BnF, Mss, NAF 16371, f. 269-270
Transcription de Bénédicte Duthion assistée de Florence Naugrette
[Souchon]


Jersey, 1er septembre 1852, mercredi après-midi, 1 h. ½

J’ai eu beau regarder de tous mes yeux à l’horizon, mon cher petit bien-aimé, je n’ai pas encore aperçu le moindre bateau à vapeur. Il paraît que vous aurez commencé votre tournée par l’autre côté de l’île. Du reste si la trace de l’âme était visible aux yeux je n’aurais besoin que de suivre la mienne pour te retrouver, mon pauvre doux adoré, car tu l’as emportée avec toi quand tu es passé avec ta ravissante fille sous mes croisées.
J’ai vu que la jalousie de P. M. [2] avait cédé le pas à la bienséance en constituant Charlot cavalier servant de sa jeune femme.
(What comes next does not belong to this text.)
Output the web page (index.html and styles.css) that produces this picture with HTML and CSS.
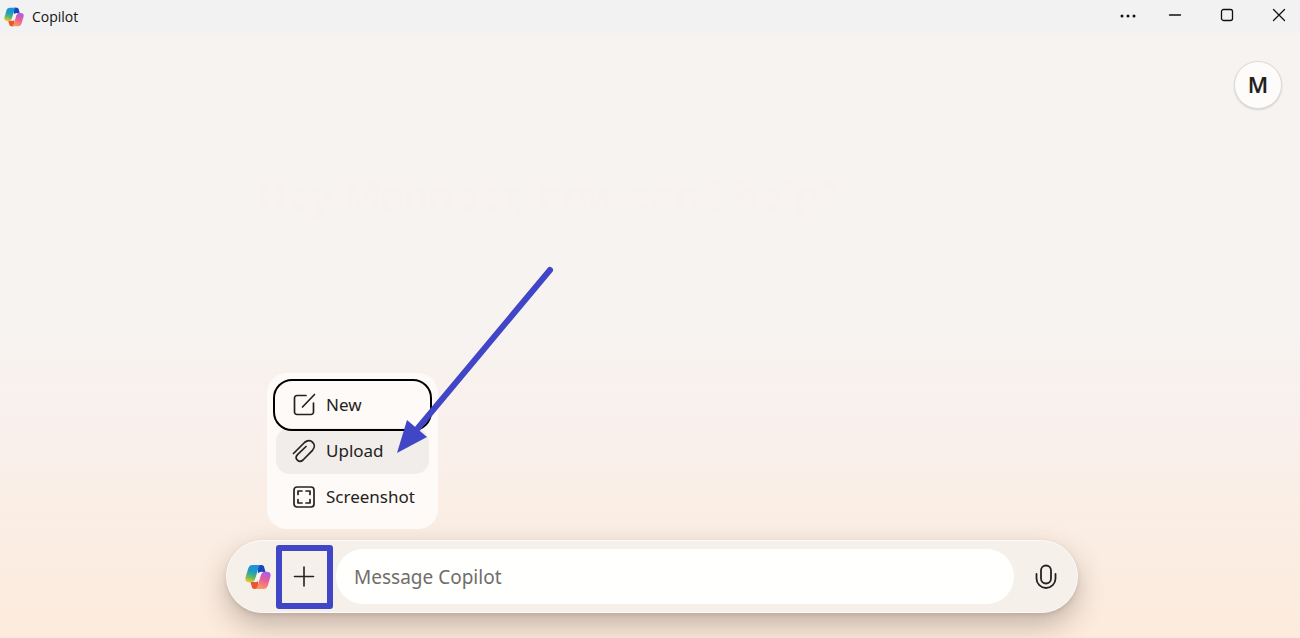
FILE: index.html
```html
<!DOCTYPE html>
<html lang="en">
<head>
    <meta charset="UTF-8">
    <meta name="viewport" content="width=device-width, initial-scale=1.0">
    <title>Copilot</title>
    <link rel="stylesheet" href="styles.css">
</head>
<body>
    <svg class="defs" aria-hidden="true">
        <defs>
            <linearGradient id="cool" x1="0.6" y1="0" x2="0.35" y2="1">
                <stop offset="0" stop-color="#1b8fe6"/>
                <stop offset="0.4" stop-color="#1f9bc0"/>
                <stop offset="0.72" stop-color="#62b862"/>
                <stop offset="1" stop-color="#f0c52c"/>
            </linearGradient>
            <linearGradient id="warm" x1="0.7" y1="0" x2="0.35" y2="1">
                <stop offset="0" stop-color="#a95ef0"/>
                <stop offset="0.45" stop-color="#e85c98"/>
                <stop offset="1" stop-color="#ff9a5e"/>
            </linearGradient>
            <symbol id="copilot" viewBox="0 0 26 26">
                <path fill="#1746b8" d="M13 1h3.500c1.500 0 2.300.8 2.700 2.200L20.500 8h-3c-2 0-3.200.8-4.500 2.500z"/>
                <path fill="#e9552f" d="M13 25H9.500c-1.500 0-2.300-.8-2.700-2.200L5.500 18h3c2 0 3.200-.8 4.500-2.500z"/>
                <path fill="url(#cool)" d="M7.500 1H16c-1.500.4-2 1.500-2.500 3l-3.200 10.500C9.500 17 8.300 18.300 6 18.300H4c-3 0-4.200-2-3.400-5L3.200 4.500C4 2 5.200 1 7.500 1z"/>
                <path fill="url(#warm)" d="M18.500 25H10c1.500-.4 2-1.500 2.500-3l3.200-10.500c.8-2.500 2-3.800 4.300-3.800h2c3 0 4.200 2 3.400 5l-2.600 8.800c-.8 2.500-2 3.500-4.300 3.500z"/>
                <path fill="#f9f4f1" d="M18 7.800c-3.800 0-5.400 1-6.300 4L9.800 18.200c2.700-.2 4.100-1 5-4l1.200-4c.4-1.300.9-2 2-2.400z"/>
            </symbol>
        </defs>
    </svg>

    <header class="titlebar">
        <svg class="titlebar-logo" aria-hidden="true"><use href="#copilot"/></svg>
        <span class="titlebar-name">Copilot</span>
        <button class="window-button" aria-label="More">
            <svg viewBox="0 0 16 16" class="dots"><circle cx="2" cy="9" r="1.500"/><circle cx="8" cy="9" r="1.500"/><circle cx="14" cy="9" r="1.500"/></svg>
        </button>
        <button class="window-button" aria-label="Minimize">
            <svg viewBox="0 0 16 16"><path d="M2.500 8h11"/></svg>
        </button>
        <button class="window-button" aria-label="Maximize">
            <svg viewBox="0 0 16 16"><rect x="2.500" y="2.500" width="11" height="11" rx="2"/></svg>
        </button>
        <button class="window-button" aria-label="Close">
            <svg viewBox="0 0 16 16"><path d="M2.500 2.500l11 11M13.500 2.500l-11 11"/></svg>
        </button>
    </header>

    <main class="page">
        <button class="avatar" aria-label="Account">M</button>
        <h1 class="greeting">Hey Mahnoor, how can I help?</h1>

        <form class="composer">
            <svg class="composer-logo" aria-hidden="true"><use href="#copilot"/></svg>
            <button type="button" class="add-button" aria-label="Add">
                <svg viewBox="0 0 24 24"><path d="M11 2v19M1.500 11.500h19"/></svg>
            </button>
            <input class="message" type="text" placeholder="Message Copilot" aria-label="Message Copilot">
            <button type="button" class="mic-button" aria-label="Talk to Copilot">
                <svg viewBox="0 0 24 26"><rect x="7" y="1.500" width="10" height="18" rx="5"/><path d="M2.500 10v4.500a9.500 9.500 0 0 0 19 0V10"/></svg>
            </button>

            <div class="menu">
                <button type="button" class="menu-item focused">
                    <svg viewBox="0 0 24 24"><path d="M14 2.500H5A2.500 2.500 0 0 0 2.500 5v14A2.500 2.500 0 0 0 5 21.500h14a2.500 2.500 0 0 0 2.500-2.500v-9M10.500 14L22.500 1.500"/></svg>
                    New
                </button>
                <button type="button" class="menu-item hovered">
                    <svg viewBox="0 0 24 24"><path d="M1.500 14.500L12.500 3.500c6-5.200 13.200 2 8 7.800L11 21c-4 3.600-9.200-1.400-5.500-5.400L14 7.500"/></svg>
                    Upload
                </button>
                <button type="button" class="menu-item">
                    <svg viewBox="0 0 24 24"><rect x="2" y="2" width="20" height="20" rx="3"/><path d="M6 9.500V6h4M14 6h4v3.500M18 14.500V18h-4M10 18H6v-3.500"/></svg>
                    Screenshot
                </button>
                <svg class="arrow" viewBox="0 0 170 200" aria-hidden="true">
                    <path class="arrow-line" d="M160 10L28 168"/>
                    <path class="arrow-head" d="M7 193l10-33 20 17z"/>
                </svg>
            </div>
        </form>
    </main>
</body>
</html>
```

FILE: styles.css
```css
* {
    box-sizing: border-box;
}
body {
    margin: 0;
    min-height: 100vh;
    display: flex;
    flex-direction: column;
    font-family: "Noto Sans", "Open Sans", sans-serif;
    color: #242221;
    background: #f7f3f0;
}
button {
    padding: 0;
    border: none;
    background: none;
    font-family: inherit;
    color: inherit;
    cursor: pointer;
}
svg {
    fill: none;
    stroke-linecap: round;
    stroke-linejoin: round;
}
.defs {
    position: absolute;
    width: 0;
    height: 0;
}

/* Title bar */
.titlebar {
    display: flex;
    align-items: center;
    height: 33px;
    padding-left: 4px;
    background: #f2f2f2;
}
.titlebar-logo {
    width: 20px;
    height: 20px;
}
.titlebar-name {
    margin-left: 8px;
    margin-right: auto;
    font-family: "Open Sans", "Noto Sans", sans-serif;
    font-size: 14px;
    line-height: 18px;
    color: #111;
}
.window-button {
    display: flex;
    align-items: center;
    justify-content: center;
    width: 52px;
    height: 30px;
    align-self: flex-start;
}
.window-button:last-child {
    width: 42px;
    margin-left: 5px;
}
.window-button svg {
    width: 16px;
    height: 16px;
    stroke: #111;
    stroke-width: 1.3;
}
.window-button .dots {
    fill: #111;
    stroke: none;
}
.window-button:first-of-type {
    width: 42px;
}

/* Page */
.page {
    flex: 1;
    display: flex;
    flex-direction: column;
    padding: 28px 18px 25px 22px;
    background: linear-gradient(#f7f3f0 0%, #f7f3f0 50%, #f9f0ed 64%, #faeee5 78%, #fdebdd 100%);
}
.avatar {
    align-self: flex-end;
    width: 48px;
    height: 48px;
    border: 1px solid #dedad8;
    border-radius: 50%;
    background: #fdfcfb;
    box-shadow: 0 1px 2px rgba(0, 0, 0, 0.15);
    font-size: 22px;
    line-height: 44px;
    padding-bottom: 2px;
    font-weight: 600;
}
.greeting {
    width: 100%;
    max-width: 788px;
    margin: 61px auto 0;
    font-size: 40px;
    line-height: 50px;
    font-weight: 600;
    color: #f7f2ef;
}

/* Message bar */
.composer {
    position: relative;
    display: flex;
    align-items: center;
    width: 100%;
    max-width: 852px;
    height: 73px;
    margin: auto auto 0;
    padding-left: 18px;
    border: 1px solid #fffaf6;
    border-radius: 37px;
    background: #f6f0eb;
    box-shadow: 0 12px 28px rgba(70, 55, 45, 0.32), 0 2px 4px rgba(70, 55, 45, 0.12);
}
.composer-logo {
    width: 26px;
    height: 26px;
    margin-right: 5px;
}
.add-button {
    display: flex;
    align-items: center;
    justify-content: center;
    width: 57px;
    height: 64px;
    margin-right: 3px;
    border: 6px solid #4046c6;
    border-radius: 3px;
}
.add-button svg {
    width: 24px;
    height: 24px;
    stroke: #242221;
    stroke-width: 1.6;
}
.message {
    flex: 1;
    min-width: 0;
    height: 55px;
    padding: 0 18px;
    border: none;
    border-radius: 28px;
    background: #fffffd;
    font-family: inherit;
    font-size: 19px;
    color: #242221;
}
.message::placeholder {
    color: #706d6b;
    opacity: 1;
}
.mic-button {
    display: flex;
    align-items: center;
    justify-content: center;
    width: 63px;
    height: 55px;
}
.mic-button svg {
    width: 24px;
    height: 26px;
    stroke: #242221;
    stroke-width: 1.8;
}

/* Menu above the plus button */
.menu {
    position: absolute;
    left: 40px;
    bottom: 83px;
    width: 171px;
    padding: 9px;
    border-radius: 20px;
    background: #fefaf7;
}
.menu-item {
    display: flex;
    align-items: center;
    gap: 10px;
    width: 100%;
    height: 46px;
    padding-left: 16px;
    border-radius: 14px;
    font-size: 17px;
    line-height: 22px;
    padding-bottom: 1px;
}
.menu-item svg {
    flex: none;
    width: 24px;
    height: 24px;
    stroke: #242221;
    stroke-width: 1.7;
}
.focused {
    position: relative;
    outline: 2px solid #000;
    outline-offset: 1px;
    border-radius: 16px;
    background: #fefaf7;
}
.hovered {
    background: #f0edeb;
}
.arrow {
    position: absolute;
    left: 123px;
    top: -113px;
    width: 170px;
    height: 200px;
    pointer-events: none;
}
.arrow-line {
    stroke: #4046c6;
    stroke-width: 6;
}
.arrow-head {
    fill: #4046c6;
}
```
Heureusement que son prompt départ rend cette confiance sans danger. Mais autrement je le trouverais téméraire, pour ne pas dire débonnairea, de s’en rapporter à la vertu du jeune Charles. Vous voyez, mon cher bien-aimé, que je fais tout mon possible pour rire de la confiance des autres, mais il me serait plus difficile de rire de la mienne, que je ne vous donne qu’à mon cœur défendant. Je vous supplie même avec les plus tendres prières de ne pas en abuser et de me rapporter votre cœur bien intact et bien entier. En attendant, mon Victor adoré, je reste dans ma solitude avec ta douce pensée qui me tient lieu de tout en ton absence. J’espère que tu trouveras un moyen de venir me voir un moment d’ici à ce soir. En attendant je vais écrire à M. et Mme Luthereau et Wilmen. Ce sera autant de fait. Voilà deux jours que le mal de tête me prend à la même heure. Il faudra que j’écrive à Yvan avant son départ de la Belgique pour lui demander quelque nouvelb avis sur ma santé. Je crois qu’il y a quelque chose qui cloche dans mon hygiène et je veux en avoir le cœur net. En même temps je lui demanderai positivement dans quelle condition je dois prendre le bain de mer. D’ici là je trouve prudent de m’abstenir de ce barbotagec quotidien, mais indécent. Taisez-vous, amusez-vous, voilà tout ce qu’on vous permet et revenez-moi sain et sauf bien vite.

Juliette

BnF, Mss, NAF 16371, f. 271-272
Transcription de Bénédicte Duthion assistée de Florence Naugrette

a) « nouveau ».
c) « barbotterie quotidienne ».

Notes

[1« Le dolmen de Rozel, connu aussi sous le nom de l’Allée du Couperon, se situe dans un endroit qui ne laissera pas le promeneur insensible : d’un côté, la mer, avec l’éperon rocheux du Couperon, et dans le lointain, les côtes de France ; de l’autre, un coteau très verdoyant animé par un petit ruisseau, à proximité d’une maison abandonnée en granit. C’est l’endroit choisi par Victor Hugo pour écrire deux poèmes des Contemplations (« Ibo », VI, II / « Ce que dit la bouche d’ombre », VI, XXVI) et un poème des Châtiments (« Chanson » VI, IV) ». (Gérard Pouchain, dans les pas de Victor Hugo en Normandie et aux îles anglo-normandes, Orep, 2010, p. 57.)